This week, Marvel’s merry mutants enter the next stage of their evolution with a relaunched X-Men #1! New series writer Gerry Duggan joins Pepe Larraz, Marte Gracia, and Clayton Cowles in bringing the newly-reformed team back to their superheroing roots.
We’ve got a review of the new X-Men #1, as well as a Rapid Rundown of other new Marvel Comics titles, all ahead in this week’s Marvel Rundown!
Writer: Gerry Duggan
Artist: Pepe Larraz
Color Artist: Marte Gracia
Letterer: VC’s Clayton Cowles
Design: Tom Muller
Cover Artists: Pepe Larraz & Marte Gracia
It wasn’t that long ago, in the grand scheme of things, that Marvel relaunched their core X-Men title with a new writer following a grand X-event that dramatically altered the status quo of mutants in the Marvel Universe. Whereas writer Jonathan Hickman’s X-Men title served to further flesh out the concepts he’d laid forth in the House of X and Powers of X miniseries, and to lay more of a foundation for the rest of the X-line, new X-Men series writer Gerry Duggan is taking that foundation, as well as the planet-shaking events of the recent Hellfire Gala storyline, and building on a new wing to the house — one that combines the key elements of the current era of X-books with the trappings of a traditional superhero comic. The new X-Men series has set out to answer a question that I didn’t even realize I wanted answered: in the age of Krakoa, what does a mutant superhero team look like?
Based on this week’s X-Men #1, the answer is “pretty damn great,” in every way possible. Duggan teams again with the Planet-Size X-Men #1 art team of Pepe Larraz & Marte Gracia and letterer Clayton Cowles for a series debut that establishes a lot for the mutant team, from a new home to new threats to their new place among the other heroes of the Marvel U. Duggan’s scripting sets this all up seamlessly through dialogue, but also through the unspoken actions of the characters at the center of the book. The X-Men are here on an outreach mission to humanity, in a way that they’ve perhaps never been before, and the way they carry out that mission is incredibly entertaining.

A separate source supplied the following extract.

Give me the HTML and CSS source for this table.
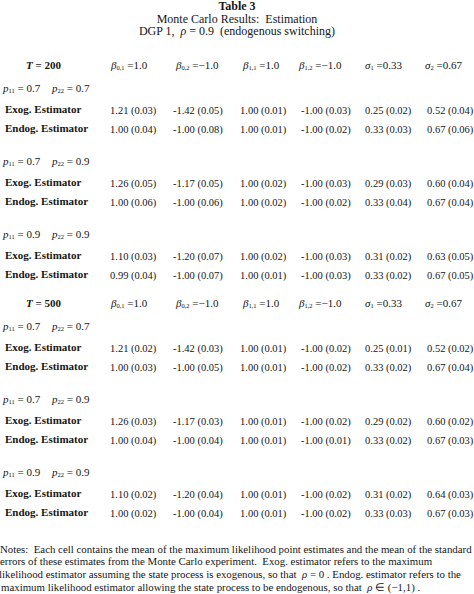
FILE: index.html
```html
<!DOCTYPE html>
<html>
<head>
<meta charset="utf-8">
<link rel="stylesheet" href="styles.css">
</head>
<body>
<div class="page">
  <div class="title">
    <div class="t1">Table 3</div>
    <div>Monte Carlo Results:&nbsp; Estimation</div>
    <div>DGP 1,&nbsp; <i>ρ</i> = 0.9&nbsp; (endogenous switching)</div>
  </div>

  <div class="section first">
    <div class="hdr">
      <div class="tlab"><i>T</i> = 200</div>
      <div><i>β</i><sub>0,1</sub> =1.0</div>
      <div><i>β</i><sub>0,2</sub> =−1.0</div>
      <div><i>β</i><sub>1,1</sub> =1.0</div>
      <div><i>β</i><sub>1,2</sub> =−1.0</div>
      <div><i>σ</i><sub>1</sub> =0.33</div>
      <div><i>σ</i><sub>2</sub> =0.67</div>
    </div>
    <div class="block">
      <div class="prow"><span class="pv"><i>p</i><sub>11</sub> = 0.7</span><span><i>p</i><sub>22</sub> = 0.7</span></div>
      <div class="row exog"><div class="lab">Exog. Estimator</div><div>1.21 (0.03)</div><div>-1.42 (0.05)</div><div>1.00 (0.01)</div><div>-1.00 (0.03)</div><div>0.25 (0.02)</div><div>0.52 (0.04)</div></div>
      <div class="row"><div class="lab">Endog. Estimator</div><div>1.00 (0.04)</div><div>-1.00 (0.08)</div><div>1.00 (0.01)</div><div>-1.00 (0.02)</div><div>0.33 (0.03)</div><div>0.67 (0.06)</div></div>
    </div>
    <div class="block">
      <div class="prow"><span class="pv"><i>p</i><sub>11</sub> = 0.7</span><span><i>p</i><sub>22</sub> = 0.9</span></div>
      <div class="row exog"><div class="lab">Exog. Estimator</div><div>1.26 (0.05)</div><div>-1.17 (0.05)</div><div>1.00 (0.02)</div><div>-1.00 (0.03)</div><div>0.29 (0.03)</div><div>0.60 (0.04)</div></div>
      <div class="row"><div class="lab">Endog. Estimator</div><div>1.00 (0.06)</div><div>-1.00 (0.06)</div><div>1.00 (0.02)</div><div>-1.00 (0.02)</div><div>0.33 (0.04)</div><div>0.67 (0.04)</div></div>
    </div>
    <div class="block">
      <div class="prow"><span class="pv"><i>p</i><sub>11</sub> = 0.9</span><span><i>p</i><sub>22</sub> = 0.9</span></div>
      <div class="row exog"><div class="lab">Exog. Estimator</div><div>1.10 (0.03)</div><div>-1.20 (0.07)</div><div>1.00 (0.02)</div><div>-1.00 (0.03)</div><div>0.31 (0.02)</div><div>0.63 (0.05)</div></div>
      <div class="row"><div class="lab">Endog. Estimator</div><div>0.99 (0.04)</div><div>-1.00 (0.07)</div><div>1.00 (0.01)</div><div>-1.00 (0.03)</div><div>0.33 (0.02)</div><div>0.67 (0.05)</div></div>
    </div>
  </div>

  <div class="section second">
    <div class="hdr">
      <div class="tlab"><i>T</i> = 500</div>
      <div><i>β</i><sub>0,1</sub> =1.0</div>
      <div><i>β</i><sub>0,2</sub> =−1.0</div>
      <div><i>β</i><sub>1,1</sub> =1.0</div>
      <div><i>β</i><sub>1,2</sub> =−1.0</div>
      <div><i>σ</i><sub>1</sub> =0.33</div>
      <div><i>σ</i><sub>2</sub> =0.67</div>
    </div>
    <div class="block">
      <div class="prow"><span class="pv"><i>p</i><sub>11</sub> = 0.7</span><span><i>p</i><sub>22</sub> = 0.7</span></div>
      <div class="row exog"><div class="lab">Exog. Estimator</div><div>1.21 (0.02)</div><div>-1.42 (0.03)</div><div>1.00 (0.01)</div><div>-1.00 (0.02)</div><div>0.25 (0.01)</div><div>0.52 (0.02)</div></div>
      <div class="row"><div class="lab">Endog. Estimator</div><div>1.00 (0.03)</div><div>-1.00 (0.05)</div><div>1.00 (0.01)</div><div>-1.00 (0.02)</div><div>0.33 (0.02)</div><div>0.67 (0.04)</div></div>
    </div>
    <div class="block">
      <div class="prow"><span class="pv"><i>p</i><sub>11</sub> = 0.7</span><span><i>p</i><sub>22</sub> = 0.9</span></div>
      <div class="row exog"><div class="lab">Exog. Estimator</div><div>1.26 (0.03)</div><div>-1.17 (0.03)</div><div>1.00 (0.01)</div><div>-1.00 (0.02)</div><div>0.29 (0.02)</div><div>0.60 (0.02)</div></div>
      <div class="row"><div class="lab">Endog. Estimator</div><div>1.00 (0.04)</div><div>-1.00 (0.04)</div><div>1.00 (0.01)</div><div>-1.00 (0.01)</div><div>0.33 (0.02)</div><div>0.67 (0.03)</div></div>
    </div>
    <div class="block">
      <div class="prow"><span class="pv"><i>p</i><sub>11</sub> = 0.9</span><span><i>p</i><sub>22</sub> = 0.9</span></div>
      <div class="row exog"><div class="lab">Exog. Estimator</div><div>1.10 (0.02)</div><div>-1.20 (0.04)</div><div>1.00 (0.01)</div><div>-1.00 (0.02)</div><div>0.31 (0.02)</div><div>0.64 (0.03)</div></div>
      <div class="row"><div class="lab">Endog. Estimator</div><div>1.00 (0.02)</div><div>-1.00 (0.04)</div><div>1.00 (0.01)</div><div>-1.00 (0.02)</div><div>0.33 (0.03)</div><div>0.67 (0.03)</div></div>
    </div>
  </div>

  <div class="notes">
    <div class="n1">Notes:&nbsp; Each cell contains the mean of the maximum likelihood point estimates and the mean of the standard</div>
    <div class="n2">errors of these estimates from the Monte Carlo experiment.&nbsp; Exog. estimator refers to the maximum</div>
    <div class="n3">likelihood estimator assuming the state process is exogenous, so that&nbsp; <i>ρ</i> = 0 . Endog. estimator refers to the</div>
    <div class="n4">maximum likelihood estimator allowing the state process to be endogenous, so that&nbsp; <i>ρ</i> ∈ (−1,1) .</div>
  </div>
</div>
</body>
</html>
```

FILE: styles.css
```css
html, body {
  margin: 0;
  padding: 0;
  overflow: hidden;
  background: #ffffff;
}
.page {
  width: 474px;
  height: 594px;
  overflow: hidden;
  font-family: "Liberation Serif", "Times New Roman", serif;
  color: #161616;
  white-space: nowrap;
}
.title {
  text-align: center;
  font-size: 12px;
  line-height: 12.5px;
  padding-top: 0;
}
.t1 {
  font-weight: bold;
}
sub {
  font-size: 6.5px;
  vertical-align: -1px;
  line-height: 0;
}
.section.first {
  margin-top: 18px;
}
.section.second {
  margin-top: 10px;
}
.hdr {
  display: grid;
  grid-template-columns: 111px 65px 67px 56px 66px 60px 60px;
  height: 19px;
  line-height: 19px;
  font-size: 11px;
  margin-bottom: 4px;
}
.tlab {
  font-weight: bold;
  padding-left: 26px;
  font-size: 11px;
}
.block + .block {
  margin-top: 14px;
}
.prow {
  display: flex;
  height: 19px;
  line-height: 19px;
  font-size: 11px;
  padding-left: 3px;
  margin-bottom: 2px;
}
.pv {
  width: 49px;
}
.row {
  display: grid;
  grid-template-columns: 110px 63px 67px 61px 64px 62px 60px;
  height: 19px;
  line-height: 19px;
  font-size: 10.5px;
}
.row > div {
  padding-top: 1px;
}
.row .lab {
  font-weight: bold;
  font-size: 11px;
  padding-left: 5px;
  padding-top: 0;
}
.notes {
  margin-top: 21px;
  font-size: 10.85px;
  line-height: 12.7px;
}
.n1 { margin-left: 0; }
.n2 { margin-left: 0; }
.n3 { margin-left: -1px; }
.n4 { margin-left: 1px; }
```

Yes, X-Men #1 includes more of the politicking between mutants and humans that we’ve seen in the X-books since the Krakoa era began, but it’s also a book that doesn’t forget what makes superhero comics great. This is a comic book about highly-competent people with incredible abilities doing extraordinary things, and it’s frankly so much fun. Larraz and Gracia are an absolutely stellar pairing, and their work on this issue, from the look of the X-Men’s new treehouse to the design of the creature they face to the team’s absolutely bananas method of defeating said creature, is spectacular as always.
Of course, New York is home to many of the Marvel U’s superheroes, and this issue also re-establishes the X-Men’s standing among that community in an interesting fashion. After the tension of the Hellfire Gala, the Avengers and Fantastic Four both seem outwardly very pleased that the X-Men have returned to New York. I’m looking forward to seeing this series continue to expand on how the other notable characters of the Marvel U view and interact with the X-Men, which is something we’ve only gotten glimpses of ever since the Hickman-led revamp.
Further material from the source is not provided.